Increasing CO2 in the oceans could affect a broad range of other life forms, including fish and mammals which might not be able to adapt to more acidic conditions. In searching for a silver lining in this otherwise gloomy scenario, New Scientist noted speculation that the increased CO2 might cause microbes to produce larger quantities of volatile organic compounds such as dimethyl sulphide, which could enter the atmosphere and induce cloud seeding, which in turn might shield the planet from some of the Sun’s rays and thus reduce the impact of global warming. Another effect might be to speed up the process of sequstering carbon on the sea bottom by stimulating growth of some siimple organisms in the ocean. However, this is in question and needs more study.

In fact, the whole subject involves many factors about which we know little, and which have the potential to create even more problems for our endangered planet. As a measure of how recently scientists have become aware of this new threat, it was only in 2003 that Ken Caldeira of the Carnegie Institution and Michael Wickett of the Lawrence Livermore National Laboratory calculated that the absorption of fossil CO2 “could make the oceans more acid over the next few centuries than they have been for 300 million years, with the possible exception of rare catastrophic events.”
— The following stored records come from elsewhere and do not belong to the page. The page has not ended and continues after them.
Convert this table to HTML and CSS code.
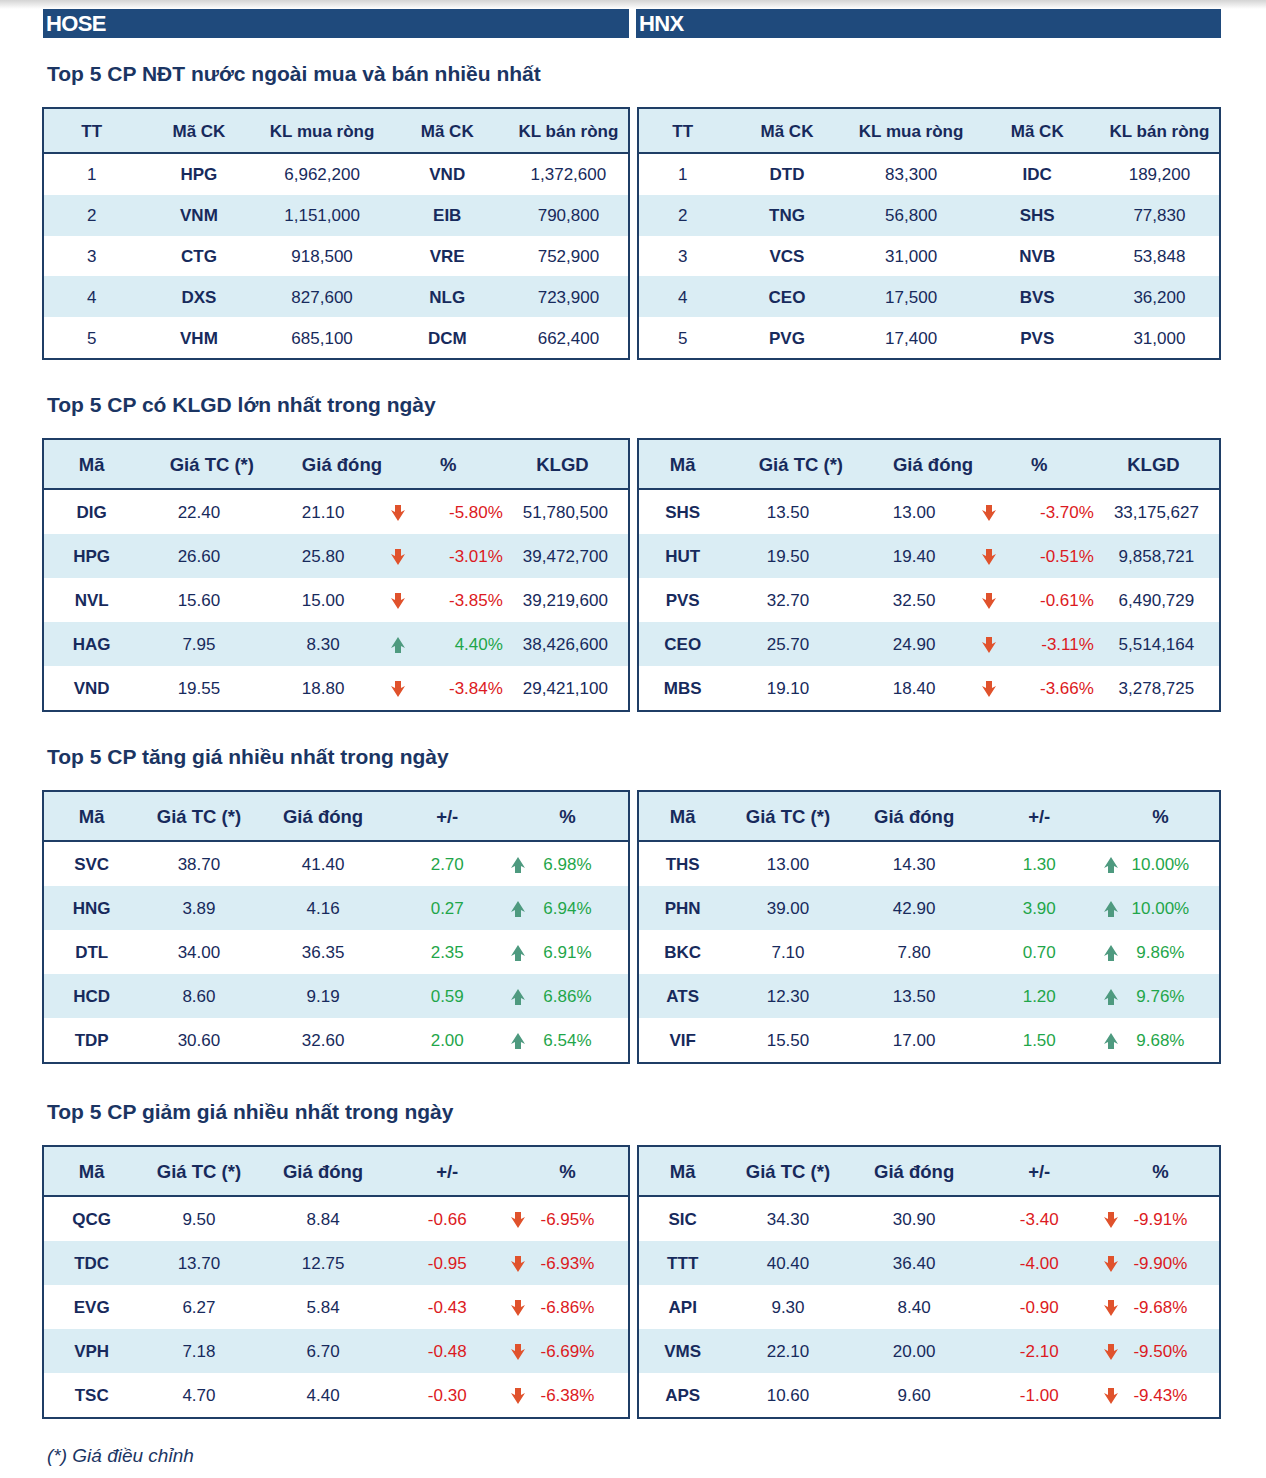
FILE: index.html
```html
<!DOCTYPE html>
<html lang="vi">
<head>
<meta charset="utf-8">
<title>Top 5 CP</title>
<link rel="stylesheet" href="styles.css">
</head>
<body>
<svg width="0" height="0" class="defs">
  <defs>
    <symbol id="dn" viewBox="0 0 14 16"><path d="M4 0H10V7L14 5L7 16L0 5L4 7Z"/></symbol>
    <symbol id="up" viewBox="0 0 14 16"><path d="M4 16H10V9L14 11L7 0L0 11L4 9Z"/></symbol>
  </defs>
</svg>
<div class="page">
  <div class="cols bars">
    <div class="bar">HOSE</div>
    <div class="bar">HNX</div>
  </div>

  <h2 class="title t-first">Top 5 CP NĐT nước ngoài mua và bán nhiều nhất</h2>
  <div class="cols">
    <div class="tbl tA">
      <div class="head"><span>TT</span><span>Mã CK</span><span>KL mua ròng</span><span>Mã CK</span><span>KL bán ròng</span></div>
      <div class="row"><span>1</span><b>HPG</b><span>6,962,200</span><b>VND</b><span>1,372,600</span></div>
      <div class="row alt"><span>2</span><b>VNM</b><span>1,151,000</span><b>EIB</b><span>790,800</span></div>
      <div class="row"><span>3</span><b>CTG</b><span>918,500</span><b>VRE</b><span>752,900</span></div>
      <div class="row alt"><span>4</span><b>DXS</b><span>827,600</span><b>NLG</b><span>723,900</span></div>
      <div class="row"><span>5</span><b>VHM</b><span>685,100</span><b>DCM</b><span>662,400</span></div>
    </div>
    <div class="tbl tA rt">
      <div class="head"><span>TT</span><span>Mã CK</span><span>KL mua ròng</span><span>Mã CK</span><span>KL bán ròng</span></div>
      <div class="row"><span>1</span><b>DTD</b><span>83,300</span><b>IDC</b><span>189,200</span></div>
      <div class="row alt"><span>2</span><b>TNG</b><span>56,800</span><b>SHS</b><span>77,830</span></div>
      <div class="row"><span>3</span><b>VCS</b><span>31,000</span><b>NVB</b><span>53,848</span></div>
      <div class="row alt"><span>4</span><b>CEO</b><span>17,500</span><b>BVS</b><span>36,200</span></div>
      <div class="row"><span>5</span><b>PVG</b><span>17,400</span><b>PVS</b><span>31,000</span></div>
    </div>
  </div>

  <h2 class="title">Top 5 CP có KLGD lớn nhất trong ngày</h2>
  <div class="cols">
    <div class="tbl tB">
      <div class="head"><span>Mã</span><span>Giá TC (*)</span><span>Giá đóng</span><span>%</span><span>KLGD</span></div>
      <div class="row"><b>DIG</b><span>22.40</span><span>21.10</span><svg class="ar dn"><use href="#dn"/></svg><span class="r neg">-5.80%</span><span>51,780,500</span></div>
      <div class="row alt"><b>HPG</b><span>26.60</span><span>25.80</span><svg class="ar dn"><use href="#dn"/></svg><span class="r neg">-3.01%</span><span>39,472,700</span></div>
      <div class="row"><b>NVL</b><span>15.60</span><span>15.00</span><svg class="ar dn"><use href="#dn"/></svg><span class="r neg">-3.85%</span><span>39,219,600</span></div>
      <div class="row alt"><b>HAG</b><span>7.95</span><span>8.30</span><svg class="ar up"><use href="#up"/></svg><span class="r pos">4.40%</span><span>38,426,600</span></div>
      <div class="row"><b>VND</b><span>19.55</span><span>18.80</span><svg class="ar dn"><use href="#dn"/></svg><span class="r neg">-3.84%</span><span>29,421,100</span></div>
    </div>
    <div class="tbl tB rt">
      <div class="head"><span>Mã</span><span>Giá TC (*)</span><span>Giá đóng</span><span>%</span><span>KLGD</span></div>
      <div class="row"><b>SHS</b><span>13.50</span><span>13.00</span><svg class="ar dn"><use href="#dn"/></svg><span class="r neg">-3.70%</span><span>33,175,627</span></div>
      <div class="row alt"><b>HUT</b><span>19.50</span><span>19.40</span><svg class="ar dn"><use href="#dn"/></svg><span class="r neg">-0.51%</span><span>9,858,721</span></div>
      <div class="row"><b>PVS</b><span>32.70</span><span>32.50</span><svg class="ar dn"><use href="#dn"/></svg><span class="r neg">-0.61%</span><span>6,490,729</span></div>
      <div class="row alt"><b>CEO</b><span>25.70</span><span>24.90</span><svg class="ar dn"><use href="#dn"/></svg><span class="r neg">-3.11%</span><span>5,514,164</span></div>
      <div class="row"><b>MBS</b><span>19.10</span><span>18.40</span><svg class="ar dn"><use href="#dn"/></svg><span class="r neg">-3.66%</span><span>3,278,725</span></div>
    </div>
  </div>

  <h2 class="title">Top 5 CP tăng giá nhiều nhất trong ngày</h2>
  <div class="cols">
    <div class="tbl tC">
      <div class="head"><span>Mã</span><span>Giá TC (*)</span><span>Giá đóng</span><span>+/-</span><span></span><span>%</span></div>
      <div class="row"><b>SVC</b><span>38.70</span><span>41.40</span><span class="pos">2.70</span><svg class="ar up"><use href="#up"/></svg><span class="pos">6.98%</span></div>
      <div class="row alt"><b>HNG</b><span>3.89</span><span>4.16</span><span class="pos">0.27</span><svg class="ar up"><use href="#up"/></svg><span class="pos">6.94%</span></div>
      <div class="row"><b>DTL</b><span>34.00</span><span>36.35</span><span class="pos">2.35</span><svg class="ar up"><use href="#up"/></svg><span class="pos">6.91%</span></div>
      <div class="row alt"><b>HCD</b><span>8.60</span><span>9.19</span><span class="pos">0.59</span><svg class="ar up"><use href="#up"/></svg><span class="pos">6.86%</span></div>
      <div class="row"><b>TDP</b><span>30.60</span><span>32.60</span><span class="pos">2.00</span><svg class="ar up"><use href="#up"/></svg><span class="pos">6.54%</span></div>
    </div>
    <div class="tbl tC rt">
      <div class="head"><span>Mã</span><span>Giá TC (*)</span><span>Giá đóng</span><span>+/-</span><span></span><span>%</span></div>
      <div class="row"><b>THS</b><span>13.00</span><span>14.30</span><span class="pos">1.30</span><svg class="ar up"><use href="#up"/></svg><span class="pos">10.00%</span></div>
      <div class="row alt"><b>PHN</b><span>39.00</span><span>42.90</span><span class="pos">3.90</span><svg class="ar up"><use href="#up"/></svg><span class="pos">10.00%</span></div>
      <div class="row"><b>BKC</b><span>7.10</span><span>7.80</span><span class="pos">0.70</span><svg class="ar up"><use href="#up"/></svg><span class="pos">9.86%</span></div>
      <div class="row alt"><b>ATS</b><span>12.30</span><span>13.50</span><span class="pos">1.20</span><svg class="ar up"><use href="#up"/></svg><span class="pos">9.76%</span></div>
      <div class="row"><b>VIF</b><span>15.50</span><span>17.00</span><span class="pos">1.50</span><svg class="ar up"><use href="#up"/></svg><span class="pos">9.68%</span></div>
    </div>
  </div>

  <h2 class="title t-last">Top 5 CP giảm giá nhiều nhất trong ngày</h2>
  <div class="cols">
    <div class="tbl tC">
      <div class="head"><span>Mã</span><span>Giá TC (*)</span><span>Giá đóng</span><span>+/-</span><span></span><span>%</span></div>
      <div class="row"><b>QCG</b><span>9.50</span><span>8.84</span><span class="neg">-0.66</span><svg class="ar dn"><use href="#dn"/></svg><span class="neg">-6.95%</span></div>
      <div class="row alt"><b>TDC</b><span>13.70</span><span>12.75</span><span class="neg">-0.95</span><svg class="ar dn"><use href="#dn"/></svg><span class="neg">-6.93%</span></div>
      <div class="row"><b>EVG</b><span>6.27</span><span>5.84</span><span class="neg">-0.43</span><svg class="ar dn"><use href="#dn"/></svg><span class="neg">-6.86%</span></div>
      <div class="row alt"><b>VPH</b><span>7.18</span><span>6.70</span><span class="neg">-0.48</span><svg class="ar dn"><use href="#dn"/></svg><span class="neg">-6.69%</span></div>
      <div class="row"><b>TSC</b><span>4.70</span><span>4.40</span><span class="neg">-0.30</span><svg class="ar dn"><use href="#dn"/></svg><span class="neg">-6.38%</span></div>
    </div>
    <div class="tbl tC rt">
      <div class="head"><span>Mã</span><span>Giá TC (*)</span><span>Giá đóng</span><span>+/-</span><span></span><span>%</span></div>
      <div class="row"><b>SIC</b><span>34.30</span><span>30.90</span><span class="neg">-3.40</span><svg class="ar dn"><use href="#dn"/></svg><span class="neg">-9.91%</span></div>
      <div class="row alt"><b>TTT</b><span>40.40</span><span>36.40</span><span class="neg">-4.00</span><svg class="ar dn"><use href="#dn"/></svg><span class="neg">-9.90%</span></div>
      <div class="row"><b>API</b><span>9.30</span><span>8.40</span><span class="neg">-0.90</span><svg class="ar dn"><use href="#dn"/></svg><span class="neg">-9.68%</span></div>
      <div class="row alt"><b>VMS</b><span>22.10</span><span>20.00</span><span class="neg">-2.10</span><svg class="ar dn"><use href="#dn"/></svg><span class="neg">-9.50%</span></div>
      <div class="row"><b>APS</b><span>10.60</span><span>9.60</span><span class="neg">-1.00</span><svg class="ar dn"><use href="#dn"/></svg><span class="neg">-9.43%</span></div>
    </div>
  </div>

  <p class="note">(*) Giá điều chỉnh</p>
</div>
</body>
</html>
```

FILE: styles.css
```css
html, body {
  margin: 0;
  padding: 0;
}
body {
  background: linear-gradient(to bottom, #d4d4d4 0px, #ececec 5px, #ffffff 9px) no-repeat;
  background-color: #fff;
  font-family: "Liberation Sans", Arial, sans-serif;
  color: #172a5c;
  width: 1266px;
  height: 1478px;
  overflow: hidden;
}
.defs {
  position: absolute;
}
.page {
  padding: 9px 0 0 42px;
}
.cols {
  display: grid;
  grid-template-columns: 588px 584px;
  column-gap: 7px;
}
.bars {
  grid-template-columns: 586px 585px;
  column-gap: 7px;
  margin-left: 1px;
}
.bar {
  height: 29px;
  background: #1f4a7c;
  color: #fff;
  font-weight: bold;
  font-size: 22px;
  line-height: 29px;
  padding-left: 3px;
  letter-spacing: -0.6px;
}
.title {
  margin: 0;
  font-size: 21px;
  font-weight: bold;
  color: #1b3563;
  line-height: 24px;
  padding: 33px 0 21px 5px;
}
.t-first {
  padding-top: 24px;
}
.t-last {
  padding-top: 36px;
}
.tbl {
  border: 2px solid #1f3e66;
  box-sizing: border-box;
}
.head, .row {
  display: grid;
  align-items: center;
  text-align: center;
}
.head {
  background: #daedf4;
  border-bottom: 2px solid #1f3e66;
  font-weight: bold;
  font-size: 18.5px;
  height: 48px;
}
.head > span {
  padding-top: 3px;
}
.row > span, .row > b {
  padding-top: 2px;
}
.row {
  font-size: 17px;
  height: 44px;
}
.row.alt {
  background: #daedf4;
}
.row b {
  font-weight: bold;
}
.tA .head {
  height: 43px;
  font-size: 17px;
}
.tA .row {
  height: 40.8px;
}
.tA .head, .tA .row {
  grid-template-columns: 96fr 120fr 128fr 124fr 120fr;
}
.tA.rt .head, .tA.rt .row {
  grid-template-columns: 88fr 122fr 128fr 126fr 120fr;
}
.tB .row {
  grid-template-columns: 96fr 120fr 130fr 20fr 96fr 126fr;
}
.tB .head {
  grid-template-columns: 96fr 146fr 116fr 98fr 132fr;
}
.tB.rt .row {
  grid-template-columns: 88fr 124fr 130fr 20fr 96fr 126fr;
}
.tB.rt .head {
  grid-template-columns: 88fr 150fr 116fr 98fr 132fr;
}
.tC .head, .tC .row {
  grid-template-columns: 96fr 120fr 130fr 120fr 22fr 78fr 22fr;
}
.tC.rt .head, .tC.rt .row {
  grid-template-columns: 88fr 124fr 130fr 122fr 22fr 78fr 20fr;
}
.r {
  text-align: right;
}
.pos {
  color: #1fa64a;
}
.neg {
  color: #dc1a22;
}
.ar {
  width: 14px;
  height: 16px;
  justify-self: center;
  margin-top: 2px;
}
.ar.dn {
  fill: #e0522c;
}
.ar.up {
  fill: #4e9a7f;
}
.note {
  margin: 0;
  padding: 26px 0 0 5px;
  font-style: italic;
  font-size: 19px;
  color: #1b3563;
}
```
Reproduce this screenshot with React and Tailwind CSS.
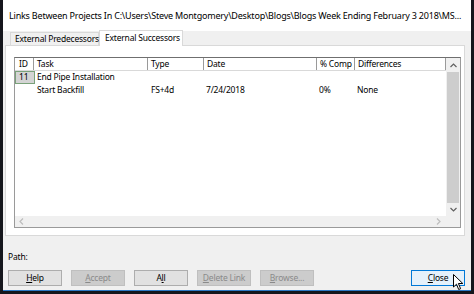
import React from "react";

const cols = [
  { label: "ID", w: "w-[19px]", pl: "pl-[4px]" },
  { label: "Task", w: "w-[114px]", pl: "pl-[3px]" },
  { label: "Type", w: "w-[56px]", pl: "pl-[3px]" },
  { label: "Date", w: "w-[113px]", pl: "pl-[3px]" },
  { label: "% Comp", w: "w-[38px]", pl: "pl-[3px]" },
  { label: "Differences", w: "w-[91px]", pl: "pl-[3px]" },
];

function Btn({ children, disabled, focused }) {
  let cls =
    "w-[54px] h-[16px] flex items-center justify-center border text-[8.5px] tracking-[-0.2px] leading-none whitespace-nowrap ";
  if (focused) cls += "bg-[#e5f1fb] border-[#0078d7] text-black";
  else if (disabled) cls += "bg-[#cccccc] border-[#bfbfbf] text-[#8a8a8a]";
  else cls += "bg-[#e1e1e1] border-[#adadad] text-black";
  return <div className={cls}>{children}</div>;
}

export default function App() {
  return (
    <div className="w-[474px] h-[294px] bg-[#f0f0f0] border-l-[3px] border-r-[3px] border-b-[3px] border-[#15161c] flex flex-col font-['Noto_Sans',sans-serif] text-black relative overflow-hidden">
      {/* title bar */}
      <div className="h-[31px] bg-white flex items-center pl-[6px] pr-[10px] shrink-0">
        <div className="text-[9px] tracking-[-0.2px] whitespace-nowrap flex-1 leading-none">
          Links Between Projects In C:\Users\Steve Montgomery\Desktop\Blogs\Blogs Week Ending February 3 2018\MS...
        </div>
        <svg width="10" height="10" viewBox="0 0 10 10" className="ml-[8px] mr-[1px]">
          <path d="M1 1 L9 9 M9 1 L1 9" stroke="#222" strokeWidth="1" />
        </svg>
      </div>

      {/* body */}
      <div className="flex-1 flex flex-col pl-[2px] pr-[6px] text-[8.5px] tracking-[-0.2px]">
        {/* tabs */}
        <div className="h-[14px] flex items-end pl-[5px] relative z-10">
          <div className="w-[89px] h-[13px] border border-b-0 border-[#d9d9d9] bg-[#f0f0f0] leading-none whitespace-nowrap flex items-center pl-[4px]">
            External Predecessors
          </div>
          <div className="w-[84px] h-[16px] -mb-[1px] border border-b-0 border-[#d9d9d9] bg-white leading-none whitespace-nowrap flex items-center pl-[5px]">
            External Successors
          </div>
        </div>

        {/* panel */}
        <div className="h-[191px] bg-white border border-[#d9d9d9] pl-[8px] pr-[3px] pt-[11px]">
          <div className="w-[447px] h-[171px] border border-[#9a9a9a] border-t-[#6f6f6f] flex flex-col">
            <div className="flex flex-1 min-h-0">
              <div className="flex flex-col">
                {/* header */}
                <div className="flex h-[13px] border-b border-[#d9d9d9]">
                  {cols.map((c) => (
                    <div
                      key={c.label}
                      className={`${c.w} ${c.pl} h-full border-r border-[#9a9a9a] leading-none whitespace-nowrap flex items-center`}
                    >
                      {c.label}
                    </div>
                  ))}
                </div>
                {/* row 1 */}
                <div className="flex h-[13px] leading-none items-center whitespace-nowrap">
                  <div className="w-[20px] h-[13px] bg-[#d4d4d4] border border-[#7aa27a] flex items-center pl-[3px]">
                    11
                  </div>
                  <div className="pl-[2px]">End Pipe Installation</div>
                </div>
                {/* row 2 */}
                <div className="flex h-[13px] leading-none items-center whitespace-nowrap">
                  <div className="w-[19px]" />
                  <div className="w-[114px] pl-[3px]">Start Backfill</div>
                  <div className="w-[56px] pl-[3px]">FS+4d</div>
                  <div className="w-[113px] pl-[2px]">7/24/2018</div>
                  <div className="w-[38px] pl-[2px]">0%</div>
                  <div className="w-[91px] pl-[2px]">None</div>
                </div>
              </div>
              {/* vertical scrollbar */}
              <div className="w-[14px] flex flex-col bg-[#f0f0f0]">
                <div className="h-[14px] flex items-center justify-center">
                  <svg width="7" height="5" viewBox="0 0 7 5">
                    <path d="M0.5 4 L3.5 1 L6.5 4" stroke="#606060" strokeWidth="1.2" fill="none" />
                  </svg>
                </div>
                <div className="flex-1 mx-[1px] bg-[#cdcdcd]" />
                <div className="h-[13px] flex items-center justify-center">
                  <svg width="7" height="5" viewBox="0 0 7 5">
                    <path d="M0.5 1 L3.5 4 L6.5 1" stroke="#606060" strokeWidth="1.2" fill="none" />
                  </svg>
                </div>
              </div>
            </div>
            {/* horizontal scrollbar */}
            <div className="h-[11px] bg-[#f0f0f0] flex items-center justify-between pl-[4px] pr-[19px] shrink-0">
              <svg width="5" height="7" viewBox="0 0 5 7">
                <path d="M4 0.5 L1 3.5 L4 6.5" stroke="#bdbdbd" strokeWidth="1.2" fill="none" />
              </svg>
              <svg width="5" height="7" viewBox="0 0 5 7">
                <path d="M1 0.5 L4 3.5 L1 6.5" stroke="#bdbdbd" strokeWidth="1.2" fill="none" />
              </svg>
            </div>
          </div>
        </div>

        {/* path */}
        <div className="h-[34px] flex items-end pl-[3px] pb-[9px] leading-none">
          Path:
        </div>

        {/* buttons */}
        <div className="flex pl-[3px] gap-[9px]">
          <Btn>
            <span><span className="underline">H</span>elp</span>
          </Btn>
          <Btn disabled>
            <span><span className="underline">A</span>ccept</span>
          </Btn>
          <Btn>
            <span>A<span className="underline">l</span>l</span>
          </Btn>
          <Btn disabled>
            <span><span className="underline">D</span>elete Link</span>
          </Btn>
          <Btn disabled>
            <span><span className="underline">B</span>rowse...</span>
          </Btn>
          <div className="flex-1" />
          <Btn focused>
            <span><span className="underline">C</span>lose</span>
          </Btn>
        </div>
      </div>

      {/* blue bottom accent line */}
      <div className="absolute left-0 right-0 bottom-0 h-[1px] bg-[#2b78c4]" />

      {/* mouse cursor */}
      <svg
        className="absolute left-[450px] top-[274px]"
        width="12"
        height="17"
        viewBox="0 0 12 17"
      >
        <path
          d="M0.5 0.5 L0.5 13 L3.5 10.2 L5.7 15.5 L7.6 14.7 L5.4 9.5 L9.8 9.5 Z"
          fill="white"
          stroke="black"
          strokeWidth="1"
          strokeLinejoin="round"
        />
      </svg>
    </div>
  );
}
It was in their Nature paper that the phrase “ocean acidification” appeared in the scientific literature for the first time. Just three years ago. How little we know; how much is yet to be learned. And perhaps most pertinent of all, how much time do we have left? Meantime, the human circus continues to play and in the center ring the antic clowns in the capitals of the world command the audience’s full attention.